***** Rows
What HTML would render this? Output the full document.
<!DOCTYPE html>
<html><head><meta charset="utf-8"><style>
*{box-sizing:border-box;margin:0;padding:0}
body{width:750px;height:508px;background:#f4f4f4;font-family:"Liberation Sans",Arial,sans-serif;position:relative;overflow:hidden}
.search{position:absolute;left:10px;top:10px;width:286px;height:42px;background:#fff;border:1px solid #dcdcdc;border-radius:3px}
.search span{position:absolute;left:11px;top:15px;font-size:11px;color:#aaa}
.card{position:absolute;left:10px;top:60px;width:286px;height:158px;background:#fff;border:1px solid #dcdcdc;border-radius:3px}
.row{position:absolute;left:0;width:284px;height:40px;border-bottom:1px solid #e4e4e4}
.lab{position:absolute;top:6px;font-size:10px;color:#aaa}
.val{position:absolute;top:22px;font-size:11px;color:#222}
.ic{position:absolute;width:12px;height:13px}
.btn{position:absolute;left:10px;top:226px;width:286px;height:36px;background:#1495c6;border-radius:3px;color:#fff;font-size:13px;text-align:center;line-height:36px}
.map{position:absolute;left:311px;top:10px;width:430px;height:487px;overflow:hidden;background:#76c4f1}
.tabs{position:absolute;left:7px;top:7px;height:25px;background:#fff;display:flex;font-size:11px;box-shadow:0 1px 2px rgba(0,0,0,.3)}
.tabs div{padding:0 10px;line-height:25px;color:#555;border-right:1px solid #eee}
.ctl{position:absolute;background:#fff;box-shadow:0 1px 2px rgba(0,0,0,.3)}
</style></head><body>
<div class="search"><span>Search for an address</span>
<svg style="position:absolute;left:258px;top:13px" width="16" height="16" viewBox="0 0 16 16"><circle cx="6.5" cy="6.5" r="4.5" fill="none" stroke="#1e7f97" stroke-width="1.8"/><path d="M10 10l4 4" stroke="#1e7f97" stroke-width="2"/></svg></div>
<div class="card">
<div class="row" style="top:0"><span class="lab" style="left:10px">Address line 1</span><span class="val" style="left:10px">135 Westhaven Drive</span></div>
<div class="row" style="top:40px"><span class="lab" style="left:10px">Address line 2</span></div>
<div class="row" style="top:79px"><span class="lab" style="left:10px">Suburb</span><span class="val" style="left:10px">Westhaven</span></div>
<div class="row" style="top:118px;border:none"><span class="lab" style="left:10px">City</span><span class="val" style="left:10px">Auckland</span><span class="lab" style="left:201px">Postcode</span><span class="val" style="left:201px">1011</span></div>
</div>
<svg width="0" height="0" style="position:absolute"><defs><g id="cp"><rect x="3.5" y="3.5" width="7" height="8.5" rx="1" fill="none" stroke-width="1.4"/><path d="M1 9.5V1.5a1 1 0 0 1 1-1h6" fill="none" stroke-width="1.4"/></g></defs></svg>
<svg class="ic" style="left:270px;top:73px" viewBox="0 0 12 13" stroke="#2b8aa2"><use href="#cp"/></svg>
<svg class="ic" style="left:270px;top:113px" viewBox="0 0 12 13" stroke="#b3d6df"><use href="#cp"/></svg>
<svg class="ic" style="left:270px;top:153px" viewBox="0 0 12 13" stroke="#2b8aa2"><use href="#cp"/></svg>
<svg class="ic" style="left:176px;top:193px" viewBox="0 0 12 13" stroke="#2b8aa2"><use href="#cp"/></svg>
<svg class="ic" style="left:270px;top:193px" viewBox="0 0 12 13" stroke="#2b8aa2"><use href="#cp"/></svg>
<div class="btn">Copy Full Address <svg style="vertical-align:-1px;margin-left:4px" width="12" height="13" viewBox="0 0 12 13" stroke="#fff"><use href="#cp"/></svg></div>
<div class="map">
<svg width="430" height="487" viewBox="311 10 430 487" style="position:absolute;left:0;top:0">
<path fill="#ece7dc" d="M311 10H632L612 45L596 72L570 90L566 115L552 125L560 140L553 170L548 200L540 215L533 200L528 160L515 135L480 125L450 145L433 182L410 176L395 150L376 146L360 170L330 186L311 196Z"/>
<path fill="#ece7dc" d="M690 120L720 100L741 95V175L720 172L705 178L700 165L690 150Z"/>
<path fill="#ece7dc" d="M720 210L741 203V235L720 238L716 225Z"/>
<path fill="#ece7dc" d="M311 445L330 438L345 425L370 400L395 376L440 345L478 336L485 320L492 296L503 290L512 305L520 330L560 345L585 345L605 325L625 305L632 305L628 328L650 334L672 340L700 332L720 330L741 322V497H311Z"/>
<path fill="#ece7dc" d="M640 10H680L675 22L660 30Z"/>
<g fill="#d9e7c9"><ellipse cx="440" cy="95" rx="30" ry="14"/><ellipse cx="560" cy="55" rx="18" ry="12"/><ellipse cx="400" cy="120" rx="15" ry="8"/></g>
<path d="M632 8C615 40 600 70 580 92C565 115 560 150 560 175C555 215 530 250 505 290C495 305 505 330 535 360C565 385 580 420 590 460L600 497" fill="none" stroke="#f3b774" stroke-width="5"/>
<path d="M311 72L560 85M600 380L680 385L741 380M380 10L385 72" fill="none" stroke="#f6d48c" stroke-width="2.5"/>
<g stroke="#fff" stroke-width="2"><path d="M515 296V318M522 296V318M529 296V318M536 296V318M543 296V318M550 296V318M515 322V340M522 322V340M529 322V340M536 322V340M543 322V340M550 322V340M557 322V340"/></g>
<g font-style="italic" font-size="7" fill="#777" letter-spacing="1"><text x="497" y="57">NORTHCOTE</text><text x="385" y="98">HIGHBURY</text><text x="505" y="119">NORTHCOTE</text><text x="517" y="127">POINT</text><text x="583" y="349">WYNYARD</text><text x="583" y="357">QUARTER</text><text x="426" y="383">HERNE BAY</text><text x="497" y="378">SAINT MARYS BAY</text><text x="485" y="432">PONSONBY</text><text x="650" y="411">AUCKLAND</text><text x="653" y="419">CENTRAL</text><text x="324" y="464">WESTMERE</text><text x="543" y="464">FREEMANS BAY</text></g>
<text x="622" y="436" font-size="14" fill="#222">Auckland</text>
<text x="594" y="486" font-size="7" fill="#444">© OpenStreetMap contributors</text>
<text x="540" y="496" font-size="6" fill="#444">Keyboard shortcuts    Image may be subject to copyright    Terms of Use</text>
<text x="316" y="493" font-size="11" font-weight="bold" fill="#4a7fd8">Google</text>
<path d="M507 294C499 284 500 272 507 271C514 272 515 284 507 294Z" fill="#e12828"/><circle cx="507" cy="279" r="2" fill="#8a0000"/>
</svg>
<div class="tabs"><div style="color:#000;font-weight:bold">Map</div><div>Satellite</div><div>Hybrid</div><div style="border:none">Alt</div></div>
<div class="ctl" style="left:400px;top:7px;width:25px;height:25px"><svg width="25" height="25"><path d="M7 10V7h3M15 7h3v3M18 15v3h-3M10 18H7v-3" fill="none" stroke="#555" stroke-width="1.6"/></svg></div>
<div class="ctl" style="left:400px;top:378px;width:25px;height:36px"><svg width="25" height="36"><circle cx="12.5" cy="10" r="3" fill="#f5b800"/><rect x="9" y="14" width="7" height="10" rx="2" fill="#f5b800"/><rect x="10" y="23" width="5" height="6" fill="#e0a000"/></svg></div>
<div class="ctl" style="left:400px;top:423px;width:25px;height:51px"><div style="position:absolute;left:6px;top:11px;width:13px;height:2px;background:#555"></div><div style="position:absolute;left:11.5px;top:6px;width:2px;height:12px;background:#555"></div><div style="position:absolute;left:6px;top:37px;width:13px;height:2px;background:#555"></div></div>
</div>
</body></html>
**********
***** Rows
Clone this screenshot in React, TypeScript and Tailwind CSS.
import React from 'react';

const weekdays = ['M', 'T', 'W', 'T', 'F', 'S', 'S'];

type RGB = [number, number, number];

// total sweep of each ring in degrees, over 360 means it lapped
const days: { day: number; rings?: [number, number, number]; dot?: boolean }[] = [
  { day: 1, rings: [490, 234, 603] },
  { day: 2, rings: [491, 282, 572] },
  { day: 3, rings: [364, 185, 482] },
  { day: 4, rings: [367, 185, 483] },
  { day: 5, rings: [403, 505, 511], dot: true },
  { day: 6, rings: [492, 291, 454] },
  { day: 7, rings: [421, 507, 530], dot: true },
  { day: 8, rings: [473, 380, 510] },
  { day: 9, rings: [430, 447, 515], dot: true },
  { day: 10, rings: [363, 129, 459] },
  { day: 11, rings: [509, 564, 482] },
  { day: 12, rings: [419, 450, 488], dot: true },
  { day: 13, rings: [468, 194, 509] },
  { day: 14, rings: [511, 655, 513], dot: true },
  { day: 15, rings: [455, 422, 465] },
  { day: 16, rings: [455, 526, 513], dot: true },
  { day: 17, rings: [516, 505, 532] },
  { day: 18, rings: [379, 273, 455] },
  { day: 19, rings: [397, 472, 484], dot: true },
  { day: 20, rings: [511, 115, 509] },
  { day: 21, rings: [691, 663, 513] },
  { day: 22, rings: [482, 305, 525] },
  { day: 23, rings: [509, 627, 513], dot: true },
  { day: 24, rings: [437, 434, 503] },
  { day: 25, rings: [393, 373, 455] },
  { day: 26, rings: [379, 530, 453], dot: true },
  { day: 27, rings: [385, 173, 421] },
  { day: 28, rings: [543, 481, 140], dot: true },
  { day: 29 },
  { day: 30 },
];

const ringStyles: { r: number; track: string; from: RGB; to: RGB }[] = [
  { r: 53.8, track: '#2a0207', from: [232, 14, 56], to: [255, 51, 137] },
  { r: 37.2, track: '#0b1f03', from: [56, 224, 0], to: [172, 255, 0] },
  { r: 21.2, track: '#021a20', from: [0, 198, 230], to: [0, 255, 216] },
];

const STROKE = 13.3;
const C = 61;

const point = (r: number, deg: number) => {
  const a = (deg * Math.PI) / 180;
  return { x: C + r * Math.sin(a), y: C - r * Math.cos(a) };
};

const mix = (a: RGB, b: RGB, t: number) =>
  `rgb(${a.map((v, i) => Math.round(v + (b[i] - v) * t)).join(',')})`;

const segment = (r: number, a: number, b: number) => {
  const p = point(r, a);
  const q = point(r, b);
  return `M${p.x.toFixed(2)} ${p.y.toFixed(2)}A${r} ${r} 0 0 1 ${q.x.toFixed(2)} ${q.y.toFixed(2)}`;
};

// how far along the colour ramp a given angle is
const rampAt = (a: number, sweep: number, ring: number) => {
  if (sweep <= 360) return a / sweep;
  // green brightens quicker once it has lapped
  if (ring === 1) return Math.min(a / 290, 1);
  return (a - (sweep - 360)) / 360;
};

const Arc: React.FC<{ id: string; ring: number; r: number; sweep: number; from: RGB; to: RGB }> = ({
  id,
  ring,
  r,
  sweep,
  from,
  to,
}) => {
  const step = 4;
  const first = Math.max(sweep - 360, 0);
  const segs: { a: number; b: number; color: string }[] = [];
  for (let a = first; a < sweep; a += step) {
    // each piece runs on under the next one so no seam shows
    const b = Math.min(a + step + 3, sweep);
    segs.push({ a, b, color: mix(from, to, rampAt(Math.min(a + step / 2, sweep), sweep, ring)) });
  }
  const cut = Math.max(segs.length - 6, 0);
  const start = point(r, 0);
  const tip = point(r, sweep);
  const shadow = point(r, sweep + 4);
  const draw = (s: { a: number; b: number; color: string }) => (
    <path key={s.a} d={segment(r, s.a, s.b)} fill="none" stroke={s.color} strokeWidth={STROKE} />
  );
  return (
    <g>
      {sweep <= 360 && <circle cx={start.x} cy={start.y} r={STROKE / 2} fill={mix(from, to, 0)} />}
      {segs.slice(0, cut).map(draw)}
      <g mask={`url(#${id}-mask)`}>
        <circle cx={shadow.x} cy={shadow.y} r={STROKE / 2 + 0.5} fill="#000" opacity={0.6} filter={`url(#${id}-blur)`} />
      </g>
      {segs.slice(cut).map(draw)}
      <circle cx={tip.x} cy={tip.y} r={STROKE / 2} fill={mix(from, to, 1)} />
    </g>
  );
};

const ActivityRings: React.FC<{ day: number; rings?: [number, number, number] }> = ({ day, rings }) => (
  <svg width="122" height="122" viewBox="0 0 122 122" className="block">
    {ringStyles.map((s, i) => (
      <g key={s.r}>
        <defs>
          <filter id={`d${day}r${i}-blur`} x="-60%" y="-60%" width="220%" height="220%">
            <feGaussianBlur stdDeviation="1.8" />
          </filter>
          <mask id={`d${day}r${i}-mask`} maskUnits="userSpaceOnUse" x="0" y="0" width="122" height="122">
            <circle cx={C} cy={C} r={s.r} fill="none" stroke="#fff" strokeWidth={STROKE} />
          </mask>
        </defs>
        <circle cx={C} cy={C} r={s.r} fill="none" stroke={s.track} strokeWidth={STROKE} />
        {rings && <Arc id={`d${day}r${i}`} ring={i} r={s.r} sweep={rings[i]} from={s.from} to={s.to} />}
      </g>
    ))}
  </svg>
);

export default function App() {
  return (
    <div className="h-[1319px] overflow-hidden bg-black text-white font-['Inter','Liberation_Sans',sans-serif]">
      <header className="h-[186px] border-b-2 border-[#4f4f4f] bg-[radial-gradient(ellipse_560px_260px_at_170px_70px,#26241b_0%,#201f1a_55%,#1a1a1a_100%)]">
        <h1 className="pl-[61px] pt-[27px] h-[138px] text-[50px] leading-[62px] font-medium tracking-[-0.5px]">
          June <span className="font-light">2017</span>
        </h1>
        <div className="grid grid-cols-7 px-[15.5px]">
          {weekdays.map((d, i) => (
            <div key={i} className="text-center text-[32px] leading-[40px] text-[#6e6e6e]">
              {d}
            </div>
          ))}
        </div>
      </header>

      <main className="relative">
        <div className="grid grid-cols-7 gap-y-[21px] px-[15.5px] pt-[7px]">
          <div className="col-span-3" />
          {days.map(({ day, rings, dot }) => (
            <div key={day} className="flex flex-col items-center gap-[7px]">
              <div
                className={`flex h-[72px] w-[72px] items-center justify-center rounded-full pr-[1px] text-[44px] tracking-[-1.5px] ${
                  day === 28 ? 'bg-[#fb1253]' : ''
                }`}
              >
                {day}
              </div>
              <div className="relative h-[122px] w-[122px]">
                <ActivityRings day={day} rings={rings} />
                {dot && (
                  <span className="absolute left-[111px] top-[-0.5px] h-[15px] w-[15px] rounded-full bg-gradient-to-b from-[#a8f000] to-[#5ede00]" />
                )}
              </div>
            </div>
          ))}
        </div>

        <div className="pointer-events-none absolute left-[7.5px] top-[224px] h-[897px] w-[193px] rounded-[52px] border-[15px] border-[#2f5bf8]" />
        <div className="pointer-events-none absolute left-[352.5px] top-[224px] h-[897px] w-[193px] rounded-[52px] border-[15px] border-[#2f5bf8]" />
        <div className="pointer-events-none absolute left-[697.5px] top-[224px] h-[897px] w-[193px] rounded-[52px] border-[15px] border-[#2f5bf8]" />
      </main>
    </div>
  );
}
**********
■ What the exercise asks ■
Leave out every line without the string "this" and copy the rest.

■ Exercise response ■
What HTML would render this? Output the full document.
Clone this screenshot in React, TypeScript and Tailwind CSS.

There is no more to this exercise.